===== Information provided =====
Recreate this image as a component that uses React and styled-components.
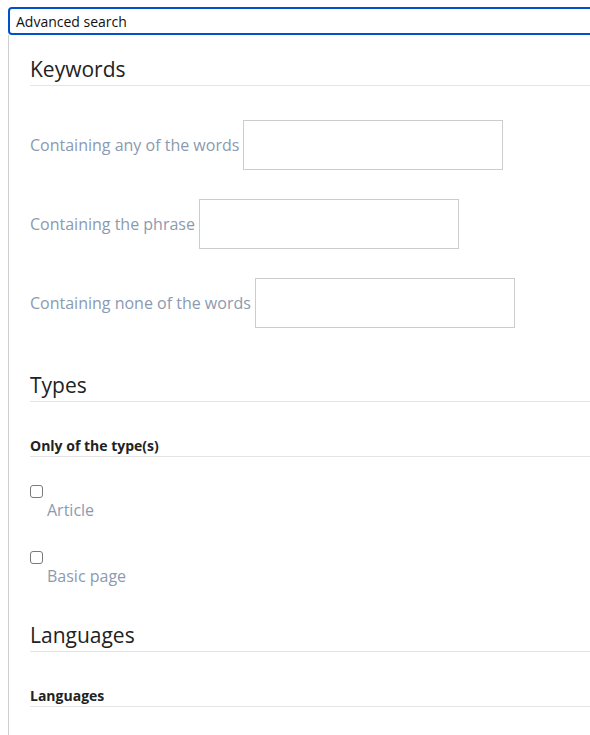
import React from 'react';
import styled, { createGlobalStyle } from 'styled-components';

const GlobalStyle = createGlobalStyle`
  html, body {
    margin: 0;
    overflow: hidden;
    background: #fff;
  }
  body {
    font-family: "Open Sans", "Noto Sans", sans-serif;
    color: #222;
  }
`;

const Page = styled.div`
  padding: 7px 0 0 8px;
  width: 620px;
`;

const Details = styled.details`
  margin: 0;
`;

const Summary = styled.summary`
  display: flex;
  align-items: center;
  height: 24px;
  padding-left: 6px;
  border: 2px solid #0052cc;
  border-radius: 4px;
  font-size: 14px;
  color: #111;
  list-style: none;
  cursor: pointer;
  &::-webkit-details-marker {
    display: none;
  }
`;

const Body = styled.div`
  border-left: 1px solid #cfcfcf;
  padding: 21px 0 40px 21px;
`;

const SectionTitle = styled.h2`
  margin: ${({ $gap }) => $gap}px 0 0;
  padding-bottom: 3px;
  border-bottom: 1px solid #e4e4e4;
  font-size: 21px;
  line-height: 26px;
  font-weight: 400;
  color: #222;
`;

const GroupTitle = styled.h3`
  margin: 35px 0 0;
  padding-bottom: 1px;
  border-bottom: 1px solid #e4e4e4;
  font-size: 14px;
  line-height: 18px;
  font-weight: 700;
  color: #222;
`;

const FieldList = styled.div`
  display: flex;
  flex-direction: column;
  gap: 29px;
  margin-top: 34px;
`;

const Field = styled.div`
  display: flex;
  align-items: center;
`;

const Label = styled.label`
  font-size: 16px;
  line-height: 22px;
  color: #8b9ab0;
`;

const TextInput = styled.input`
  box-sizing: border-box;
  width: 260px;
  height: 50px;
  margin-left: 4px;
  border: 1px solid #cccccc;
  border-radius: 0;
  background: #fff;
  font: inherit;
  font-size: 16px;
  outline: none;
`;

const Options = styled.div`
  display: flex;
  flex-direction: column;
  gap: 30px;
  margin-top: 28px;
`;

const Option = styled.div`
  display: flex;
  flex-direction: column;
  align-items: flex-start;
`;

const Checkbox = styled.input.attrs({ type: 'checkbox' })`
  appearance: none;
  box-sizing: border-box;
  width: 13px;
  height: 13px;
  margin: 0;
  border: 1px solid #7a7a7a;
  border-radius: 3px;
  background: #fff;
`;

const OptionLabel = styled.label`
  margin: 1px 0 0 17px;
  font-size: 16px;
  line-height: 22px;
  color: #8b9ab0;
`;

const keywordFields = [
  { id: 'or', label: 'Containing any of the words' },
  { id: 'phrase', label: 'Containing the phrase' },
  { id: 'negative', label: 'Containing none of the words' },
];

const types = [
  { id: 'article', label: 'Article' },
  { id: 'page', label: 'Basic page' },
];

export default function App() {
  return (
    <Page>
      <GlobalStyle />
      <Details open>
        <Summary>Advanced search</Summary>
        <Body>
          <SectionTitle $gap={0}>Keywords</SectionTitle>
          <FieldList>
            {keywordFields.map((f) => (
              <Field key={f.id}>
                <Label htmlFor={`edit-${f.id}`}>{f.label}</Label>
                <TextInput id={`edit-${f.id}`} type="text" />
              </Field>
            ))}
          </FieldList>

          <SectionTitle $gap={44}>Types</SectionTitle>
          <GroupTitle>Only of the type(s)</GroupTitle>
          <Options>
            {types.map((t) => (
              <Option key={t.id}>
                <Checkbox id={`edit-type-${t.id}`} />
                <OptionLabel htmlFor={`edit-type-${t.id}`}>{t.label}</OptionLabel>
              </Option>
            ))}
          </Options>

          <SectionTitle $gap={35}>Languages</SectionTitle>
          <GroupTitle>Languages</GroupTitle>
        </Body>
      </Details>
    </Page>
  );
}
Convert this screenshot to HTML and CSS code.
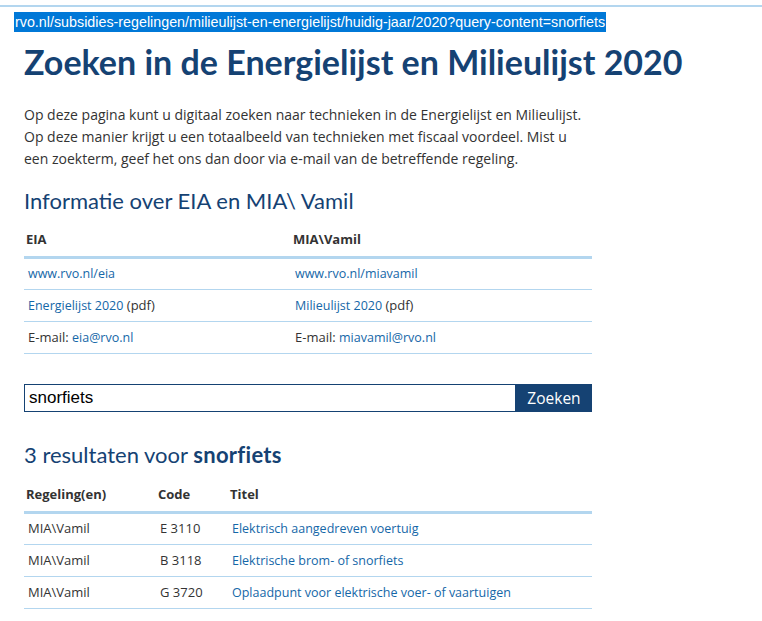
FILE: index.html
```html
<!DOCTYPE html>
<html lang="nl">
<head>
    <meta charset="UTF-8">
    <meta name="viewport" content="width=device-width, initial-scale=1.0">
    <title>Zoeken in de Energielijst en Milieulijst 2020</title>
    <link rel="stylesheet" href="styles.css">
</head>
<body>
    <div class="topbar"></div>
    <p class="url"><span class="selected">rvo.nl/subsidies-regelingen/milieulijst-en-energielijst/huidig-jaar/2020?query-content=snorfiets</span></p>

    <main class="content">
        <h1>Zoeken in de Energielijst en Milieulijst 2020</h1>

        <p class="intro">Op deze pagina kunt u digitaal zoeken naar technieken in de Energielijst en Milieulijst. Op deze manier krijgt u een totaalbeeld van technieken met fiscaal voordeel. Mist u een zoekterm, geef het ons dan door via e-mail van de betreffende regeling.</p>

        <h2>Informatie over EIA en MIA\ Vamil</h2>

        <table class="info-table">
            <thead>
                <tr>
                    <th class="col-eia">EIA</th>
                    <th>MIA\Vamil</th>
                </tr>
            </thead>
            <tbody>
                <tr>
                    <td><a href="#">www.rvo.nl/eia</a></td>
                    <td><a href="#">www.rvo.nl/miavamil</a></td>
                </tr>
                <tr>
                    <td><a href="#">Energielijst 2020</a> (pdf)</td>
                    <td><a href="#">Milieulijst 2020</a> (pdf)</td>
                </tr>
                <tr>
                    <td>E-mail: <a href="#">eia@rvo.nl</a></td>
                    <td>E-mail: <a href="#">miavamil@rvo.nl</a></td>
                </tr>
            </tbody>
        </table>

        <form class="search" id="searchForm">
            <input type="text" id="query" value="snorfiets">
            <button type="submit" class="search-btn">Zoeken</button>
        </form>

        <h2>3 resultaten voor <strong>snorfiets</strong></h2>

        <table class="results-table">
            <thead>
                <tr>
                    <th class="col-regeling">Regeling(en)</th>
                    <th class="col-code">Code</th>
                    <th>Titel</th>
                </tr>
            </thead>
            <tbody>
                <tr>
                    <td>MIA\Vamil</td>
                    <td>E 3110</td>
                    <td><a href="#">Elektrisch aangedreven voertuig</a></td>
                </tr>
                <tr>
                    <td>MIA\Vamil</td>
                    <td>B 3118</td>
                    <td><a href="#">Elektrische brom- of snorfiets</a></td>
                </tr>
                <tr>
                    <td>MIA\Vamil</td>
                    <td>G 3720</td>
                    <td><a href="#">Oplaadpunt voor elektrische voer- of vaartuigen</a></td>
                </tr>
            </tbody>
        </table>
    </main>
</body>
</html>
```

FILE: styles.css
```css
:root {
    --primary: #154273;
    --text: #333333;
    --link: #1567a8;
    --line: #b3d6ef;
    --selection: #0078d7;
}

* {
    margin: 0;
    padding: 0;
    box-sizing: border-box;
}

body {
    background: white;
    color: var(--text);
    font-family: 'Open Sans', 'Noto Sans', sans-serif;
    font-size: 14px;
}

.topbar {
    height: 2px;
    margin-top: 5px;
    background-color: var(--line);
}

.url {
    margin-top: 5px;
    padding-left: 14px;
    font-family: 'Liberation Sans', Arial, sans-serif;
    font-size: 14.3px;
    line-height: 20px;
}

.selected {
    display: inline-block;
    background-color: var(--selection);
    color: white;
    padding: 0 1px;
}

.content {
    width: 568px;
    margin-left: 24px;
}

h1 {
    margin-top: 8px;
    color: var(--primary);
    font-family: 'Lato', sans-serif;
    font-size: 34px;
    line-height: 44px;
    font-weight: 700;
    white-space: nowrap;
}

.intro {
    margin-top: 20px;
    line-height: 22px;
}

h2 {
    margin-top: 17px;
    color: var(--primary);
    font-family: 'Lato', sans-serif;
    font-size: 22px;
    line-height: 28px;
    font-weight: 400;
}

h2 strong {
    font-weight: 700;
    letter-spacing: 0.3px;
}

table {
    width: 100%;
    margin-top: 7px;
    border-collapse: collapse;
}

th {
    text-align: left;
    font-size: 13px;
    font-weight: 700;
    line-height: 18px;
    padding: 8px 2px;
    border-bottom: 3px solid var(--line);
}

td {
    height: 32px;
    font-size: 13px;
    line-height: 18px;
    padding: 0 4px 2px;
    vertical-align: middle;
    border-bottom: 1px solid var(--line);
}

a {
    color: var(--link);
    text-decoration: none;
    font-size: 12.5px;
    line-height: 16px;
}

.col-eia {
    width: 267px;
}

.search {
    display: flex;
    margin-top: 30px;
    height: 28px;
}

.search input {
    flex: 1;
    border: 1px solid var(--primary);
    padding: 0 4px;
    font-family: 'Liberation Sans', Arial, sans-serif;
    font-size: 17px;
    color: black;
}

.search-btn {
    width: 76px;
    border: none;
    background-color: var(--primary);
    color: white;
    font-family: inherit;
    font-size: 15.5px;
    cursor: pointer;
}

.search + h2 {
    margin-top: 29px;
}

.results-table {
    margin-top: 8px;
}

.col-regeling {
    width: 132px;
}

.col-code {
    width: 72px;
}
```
=====
Keep only the lines that hold the string "components", and copy them out.

Task solution:
Recreate this image as a component that uses React and styled-components.
import styled, { createGlobalStyle } from 'styled-components';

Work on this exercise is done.